Columns like customerid — which deal with a lot of WHERE conditions with = or < or > and have many possible values, should be indexed. This is like the index at the back of a book: it helps the database quickly retrieve indexed data. This is one of the quickest ways to speed up database queries.

What to Index
In order to know which columns to index, you need to understand a bit about how your database is being used. For example, if your website is often used to look up categories by name or events by date, then these columns should be indexed.
1 SELECT * FROM categories WHERE name = 'Books';
2 SELECT * FROM events WHERE startdate >= '2011-02-07';

Each of your database tables should already have an ID column (often called id, but sometimes ID or articleid or the like) that is listed as a PRIMARY KEY, as in the wp_posts screenshot below. These PRIMARY KEYs are automatically indexed. But you should also index any columns that refer to ID numbers in other tables, such as customerid in the example above. These are sometimes referred to as FOREIGN KEYs.
1. SELECT * FROM orders WHERE customerid = 2;
2. SELECT * FROM orderitems WHERE orderid = 231;

If a lot of text searches are being done, perhaps for descriptions of products or article content, then you can add another type of index called a FULL TEXT index. Queries using a FULL TEXT index can be done over multiple columns and are initially configured to work only with words of four or more letters. They also exclude certain common words like about and words that appear in more than 50% of the rows being searched. However, to use this type of index, you will need to change your SQL queries. Here is a typical text search, the first without and the second with a FULL TEXT index:
1. SELECT * FROM products WHERE name LIKE '%shoe%' OR description LIKE '%shoe%';
2. SELECT * FROM products WHERE MATCH(name,description) AGAINST ('shoe');

It may seem that you should go ahead and index everything. However, while indexing speeds up SELECTs, it slows down INSERTs, UPDATEs and DELETEs. So, if you have a products table that hardly ever changes, you can be more liberal with your indexing. But your orders and order items tables are probably being modified constantly, so you should be more sparing with them.

There are also cases where indexing may not help; for example, if most of the entries in a column have the same value. If you have a stock_status column that stores a value of 1 for “in stock,” and 95% of your products are in stock, then an index wouldn’t help someone search for in-stock products. Imagine if the word the was indexed at the back of a reference book: the index would list almost every page in the book.
1. SELECT * FROM products WHERE stock_status = 1;

How to Index
Using phpMyAdmin or phpMiniAdmin, you can look at the structure of each database table and see whether the relevant columns are already indexed. In phpMyAdmin, click the name of the table and browse to the bottom where it lists “Indexes.” In phpMiniAdmin, click “Show tables” at the top, and then “sct” for the table in question; this will show the database query needed to recreate the table, which will include any indices at the bottom — something like KEY 'orderidindex' ('orderid').Using phpMiniAdmin to check for indices in the WordPress wp_posts table.

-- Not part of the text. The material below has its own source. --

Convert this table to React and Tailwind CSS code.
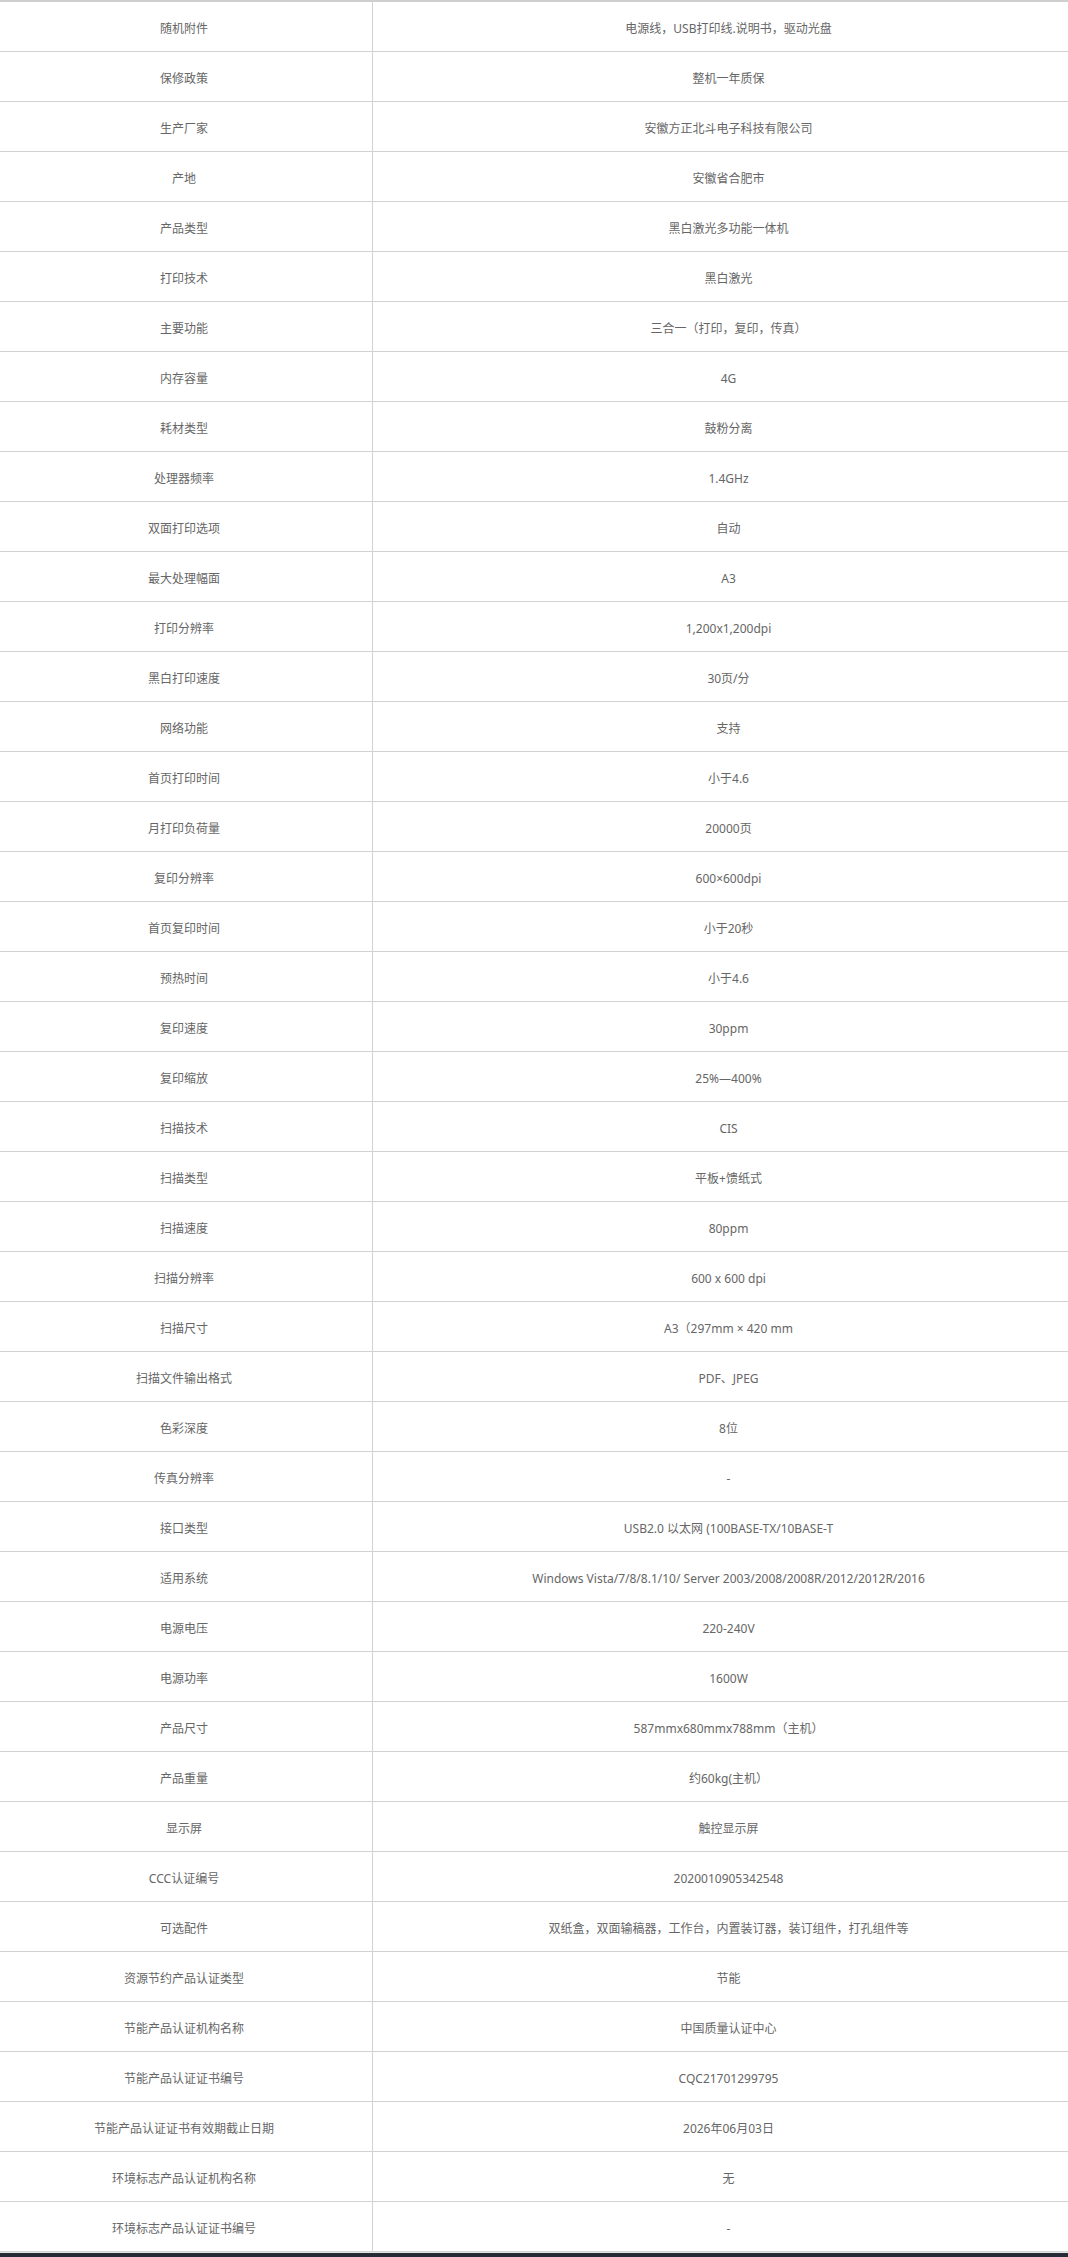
import React from "react";

const specs = [
  ["随机附件", "电源线，USB打印线.说明书，驱动光盘"],
  ["保修政策", "整机一年质保"],
  ["生产厂家", "安徽方正北斗电子科技有限公司"],
  ["产地", "安徽省合肥市"],
  ["产品类型", "黑白激光多功能一体机"],
  ["打印技术", "黑白激光"],
  ["主要功能", "三合一（打印，复印，传真）"],
  ["内存容量", "4G"],
  ["耗材类型", "鼓粉分离"],
  ["处理器频率", "1.4GHz"],
  ["双面打印选项", "自动"],
  ["最大处理幅面", "A3"],
  ["打印分辨率", "1,200x1,200dpi"],
  ["黑白打印速度", "30页/分"],
  ["网络功能", "支持"],
  ["首页打印时间", "小于4.6"],
  ["月打印负荷量", "20000页"],
  ["复印分辨率", "600×600dpi"],
  ["首页复印时间", "小于20秒"],
  ["预热时间", "小于4.6"],
  ["复印速度", "30ppm"],
  ["复印缩放", "25%—400%"],
  ["扫描技术", "CIS"],
  ["扫描类型", "平板+馈纸式"],
  ["扫描速度", "80ppm"],
  ["扫描分辨率", "600 x 600 dpi"],
  ["扫描尺寸", "A3（297mm × 420 mm"],
  ["扫描文件输出格式", "PDF、JPEG"],
  ["色彩深度", "8位"],
  ["传真分辨率", "-"],
  ["接口类型", "USB2.0 以太网 (100BASE-TX/10BASE-T"],
  ["适用系统", "Windows Vista/7/8/8.1/10/ Server 2003/2008/2008R/2012/2012R/2016"],
  ["电源电压", "220-240V"],
  ["电源功率", "1600W"],
  ["产品尺寸", "587mmx680mmx788mm（主机）"],
  ["产品重量", "约60kg(主机）"],
  ["显示屏", "触控显示屏"],
  ["CCC认证编号", "2020010905342548"],
  ["可选配件", "双纸盒，双面输稿器，工作台，内置装订器，装订组件，打孔组件等"],
  ["资源节约产品认证类型", "节能"],
  ["节能产品认证机构名称", "中国质量认证中心"],
  ["节能产品认证证书编号", "CQC21701299795"],
  ["节能产品认证证书有效期截止日期", "2026年06月03日"],
  ["环境标志产品认证机构名称", "无"],
  ["环境标志产品认证证书编号", "-"],
];

const App = () => {
  return (
    <div className="w-[1068px] bg-white font-['Noto_Sans','Noto_Sans_CJK_SC',sans-serif] text-[12px] text-[#666]">
      <div className="border-t-2 border-[#cfcfcf]">
        {specs.map(([label, value]) => (
          <div key={label} className="flex h-[50px] border-b border-[#d2d2d2]">
            <div className="flex w-[373px] items-center justify-center border-r border-[#d2d2d2] pt-[5px] pr-[4px]">{label}</div>
            <div className="flex flex-1 items-center justify-center pt-[5px] pl-[16px]">{value}</div>
          </div>
        ))}
      </div>
      <div className="h-[5px] border-t border-[#e4e4e4] bg-[#262b35]" />
    </div>
  );
};

export default App;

If the index does not exist, then you can add it. In phpMyAdmin, below the index, it says “Create an index on 1 columns”; click “Go” here, enter a useful name for the index (like customeridindex), choose the column on the next page, and press “Save,” as seen in this screenshot:Indexing a column using phpMyAdmin.

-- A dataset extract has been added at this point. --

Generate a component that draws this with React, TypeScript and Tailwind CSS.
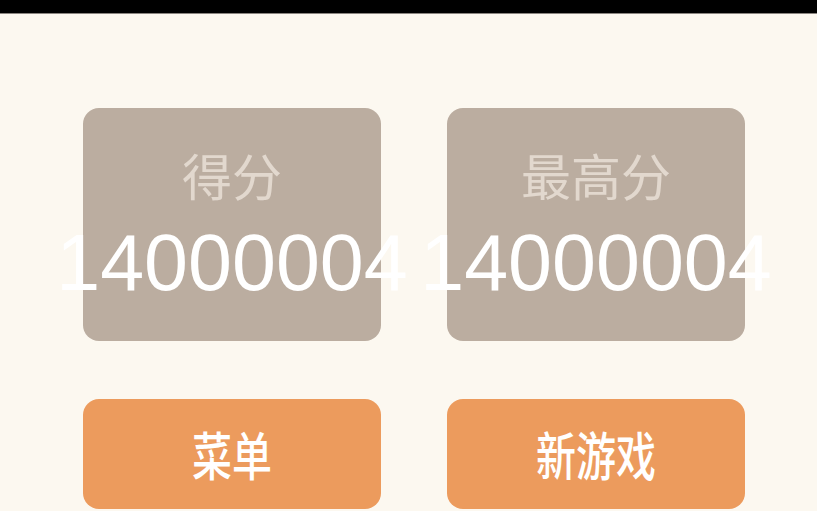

In phpMiniAdmin, you’ll have to run the following database statement directly in the large SQL query box at the top:
1 ALTER TABLE orders ADD INDEX customeridindex (customerid);

Running the query again after indexing takes only 0.0019 seconds on my computer, 113 times faster.

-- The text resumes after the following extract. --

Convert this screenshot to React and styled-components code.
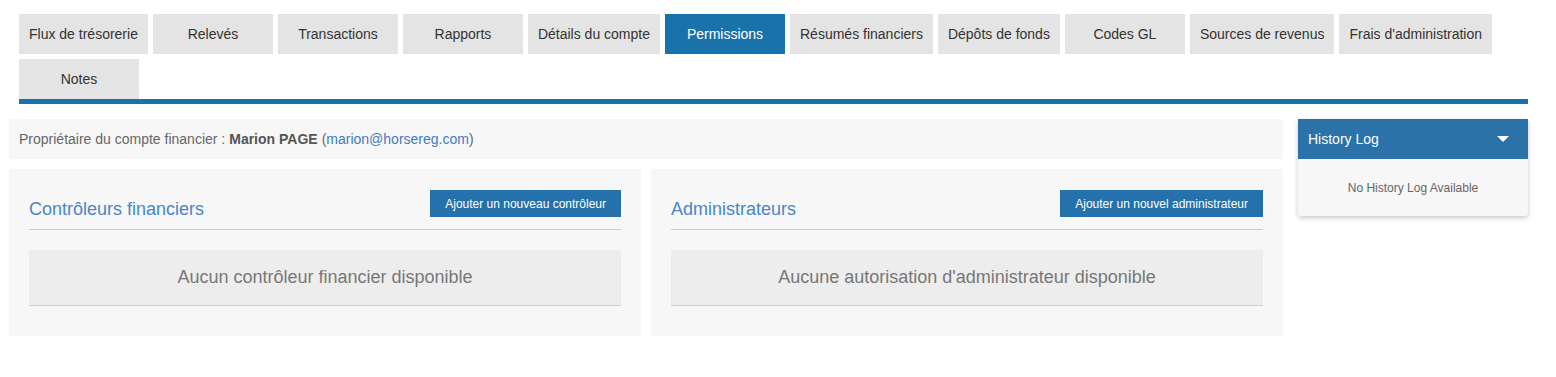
import styled, { createGlobalStyle } from "styled-components";

const GlobalStyle = createGlobalStyle`
  body {
    margin: 0;
    background: #fff;
    font-family: "Liberation Sans", Arial, sans-serif;
  }
`;

const Page = styled.div`
  width: 1556px;
  padding-top: 14px;
`;

const TabNav = styled.nav`
  margin: 0 28px 0 19px;
  border-bottom: 5px solid #1a72aa;
`;

const TabList = styled.ul`
  display: flex;
  flex-wrap: wrap;
  gap: 5px;
  list-style: none;
  margin: 0;
  padding: 0;
`;

const Tab = styled.li`
  min-width: 120px;
  height: 40px;
  padding: 0 10px;
  box-sizing: border-box;
  display: flex;
  align-items: center;
  justify-content: center;
  font-size: 14px;
  white-space: nowrap;
  color: ${(p) => (p.$active ? "#fff" : "#333")};
  background: ${(p) => (p.$active ? "#1a72aa" : "#e4e4e4")};
  cursor: pointer;
`;

const Main = styled.div`
  display: flex;
  gap: 15px;
  margin-top: 15px;
  padding-left: 9px;
`;

const Content = styled.div`
  width: 1274px;
  display: flex;
  flex-direction: column;
  gap: 10px;
`;

const InfoBar = styled.div`
  height: 40px;
  display: flex;
  align-items: center;
  padding-left: 10px;
  background: #f7f7f7;
  font-size: 14px;
  color: #666;

  b {
    color: #555;
    margin: 0 4px;
  }

  a {
    color: #3d7cc4;
    text-decoration: none;
  }
`;

const Panels = styled.div`
  display: grid;
  grid-template-columns: 1fr 1fr;
  gap: 10px;
`;

const Panel = styled.section`
  background: #f7f7f7;
  padding: 21px 20px 30px;
`;

const PanelHeader = styled.div`
  display: flex;
  justify-content: space-between;
  align-items: flex-start;
  padding-bottom: 8px;
  border-bottom: 1px solid #c8ccd3;
`;

const PanelTitle = styled.h3`
  margin: 9px 0 2px;
  font-size: 18px;
  line-height: 20px;
  font-weight: normal;
  color: #4a86c8;
`;

const AddButton = styled.button`
  height: 27px;
  padding: 0 15px;
  border: none;
  background: #2471ab;
  color: #fff;
  font-family: "Liberation Sans", Arial, sans-serif;
  font-size: 12px;
  cursor: pointer;
`;

const EmptyBox = styled.div`
  margin-top: 20px;
  height: 55px;
  display: flex;
  align-items: center;
  justify-content: center;
  background: #ededed;
  border-bottom: 1px solid #cfcfcf;
  font-size: 18px;
  color: #777;
`;

const Sidebar = styled.aside`
  width: 230px;
  align-self: flex-start;
  border-radius: 0 0 4px 4px;
  box-shadow: 0 2px 5px rgba(0, 0, 0, 0.22);
  overflow: hidden;
`;

const SideHeader = styled.div`
  height: 40px;
  display: flex;
  align-items: center;
  justify-content: space-between;
  padding: 0 19px 0 10px;
  background: #2a72a8;
  color: #fff;
  font-size: 14px;
`;

const Caret = styled.span`
  width: 0;
  height: 0;
  border-left: 6px solid transparent;
  border-right: 6px solid transparent;
  border-top: 6px solid #fff;
`;

const SideBody = styled.div`
  height: 57px;
  display: flex;
  align-items: center;
  justify-content: center;
  background: #f7f7f7;
  font-size: 12px;
  color: #666;
`;

const tabs = [
  "Flux de trésorerie",
  "Relevés",
  "Transactions",
  "Rapports",
  "Détails du compte",
  "Permissions",
  "Résumés financiers",
  "Dépôts de fonds",
  "Codes GL",
  "Sources de revenus",
  "Frais d'administration",
  "Notes",
];

const sections = [
  {
    title: "Contrôleurs financiers",
    button: "Ajouter un nouveau contrôleur",
    empty: "Aucun contrôleur financier disponible",
  },
  {
    title: "Administrateurs",
    button: "Ajouter un nouvel administrateur",
    empty: "Aucune autorisation d'administrateur disponible",
  },
];

function App() {
  return (
    <>
      <GlobalStyle />
      <Page>
        <TabNav>
          <TabList>
            {tabs.map((t) => (
              <Tab key={t} $active={t === "Permissions"}>
                {t}
              </Tab>
            ))}
          </TabList>
        </TabNav>
        <Main>
          <Content>
            <InfoBar>
              Propriétaire du compte financier :<b>Marion PAGE</b>(
              <a href="#">marion@horsereg.com</a>)
            </InfoBar>
            <Panels>
              {sections.map((s) => (
                <Panel key={s.title}>
                  <PanelHeader>
                    <PanelTitle>{s.title}</PanelTitle>
                    <AddButton>{s.button}</AddButton>
                  </PanelHeader>
                  <EmptyBox>{s.empty}</EmptyBox>
                </Panel>
              ))}
            </Panels>
          </Content>
          <Sidebar>
            <SideHeader>
              History Log
              <Caret />
            </SideHeader>
            <SideBody>No History Log Available</SideBody>
          </Sidebar>
        </Main>
      </Page>
    </>
  );
}

export default App;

Adding a FULL TEXT index is a similar process. When you run searches against this index, you must list the same columns:
1 ALTER TABLE articles ADD FULLTEXT(title,author,articletext);
2 SELECT * FROM articles WHERE MATCH(title,author,articletext) AGAINST ('mysql');

Back-Ups and Security
Before altering your database tables in any way, make a back-up of the whole database. You can do this using phpMyAdmin or phpMiniAdmin by clicking “Export.” Especially if your database contains customer information, keep the back-ups in a safe place. You can also use the command mysqldump to back up a database via SSH:
1 mysqldump --user=myuser --password=mypassword
2 --single-transaction --add-drop-table mydatabase
3 > backup`date +%Y%e%d`.sql

These scripts also represent a security risk, because they make it much easier for someone to steal all of your data. While phpMyAdmin is often provided securely though your server management software, phpMiniAdmin is a single file that is very easy to upload and forget about. So, you may want to password-protect it or remove it after usage.

Optimizing Tables
MySQL and other kinds of database software have built-in tools for optimizing their data. If your tables get modified a lot, then you can run the tools regularly to make the database tables smaller and more efficient. But they take some time to run (from a few seconds to a few minutes or more, depending on the size of the tables), and they can block other queries from running on the table during optimization, so doing this at a non-busy time is best. There’s also some debate about how often to optimize, with opinions ranging from never to once in a while to weekly.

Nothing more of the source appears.